Levy said that in a separate project, the Scripps team is working with another oncologist to determine whether it will be possible to use sequencing data to guide treatment with chemotherapy. "Chemotherapy cocktails are also specific inhibitors," he noted. "They may inhibit many more targets, but they are still specific to some degree. So having an understanding of how to apply those would actually be very useful."
The Scripps researchers are also examining the effect of tumor heterogeneity on sequencing data. Since tumors exhibit a high degree of variability, researchers know that all the DNA collected from a tumor isn't from mutated cells, but they don't know the exact proportion of these mutated cells within any given sample, and how that might impact sequencing results.
In order to get a better handle on the extent of mutational change across a tumor, Levy and colleagues sampled and sequenced six different loci within a single colon adenocarcinoma. They found that each locus harbored different numbers of mutations, with some regions of the tumor exhibiting many unique variants and the others bearing relatively few.
Levy said that his team is hoping to extend this work into additional tumor types in order to develop a sampling strategy that captures the most relevant mutations in a given tumor. One aspect of the study, he noted, is to "determine whether the ability to provide a molecular profile changes if you sample in different locations, and by how much." More importantly, the researchers want to determine whether these mutational differences would have any impact on the recommended course of treatment for cancer patients.
The Scripps researchers would also like to use this information to determine how many reads are necessary to call a variant based on the ratio of tumor and normal tissue in a given region of a tumor. If they can get a better handle on the fraction of DNA from a given sample that comes from mutated cells as opposed to normal cells, "you might be able to tailor how you apply these filters of what fraction of reads you'd expect to be mutated," Levy said.
As the Scripps researchers look to scale up their efforts to sequence more cancer patients, Levy said they expect to discover additional issues that will need to be addressed.

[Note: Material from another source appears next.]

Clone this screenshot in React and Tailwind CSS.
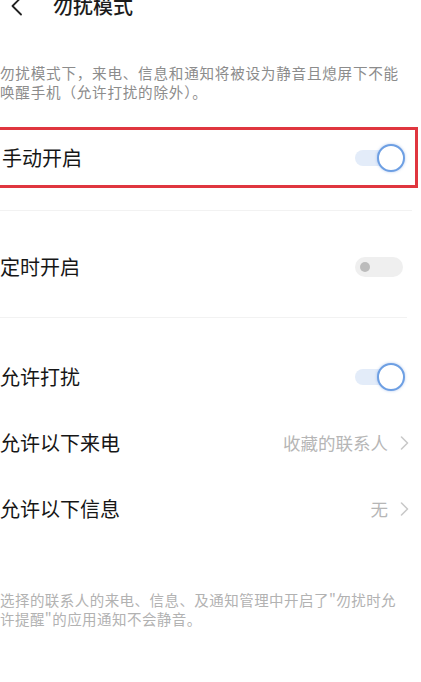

In the meantime, they plan to apply a range of methods for each patient, including exome sequencing, whole-genome sequencing, and SNP-based genotyping.
"Depending on the requirements for the patient and what the oncologist sees as being important in terms of time, we're adapting our method," he said.
One area the group is interested in exploring is the impact of whole-genome data on treatment decisions.
"We went from testing for certain genes that are frequently mutated to looking at everything, and the question is, 'How does learning all the mutations really help?' I think that's going to be the next big challenge," he said.
"Coming up with a strategy that would really leverage that information to help with treatment is partly science and it's partly driven by the clinical requirement, and I think that's a wonderful place for us to be working right now," he added.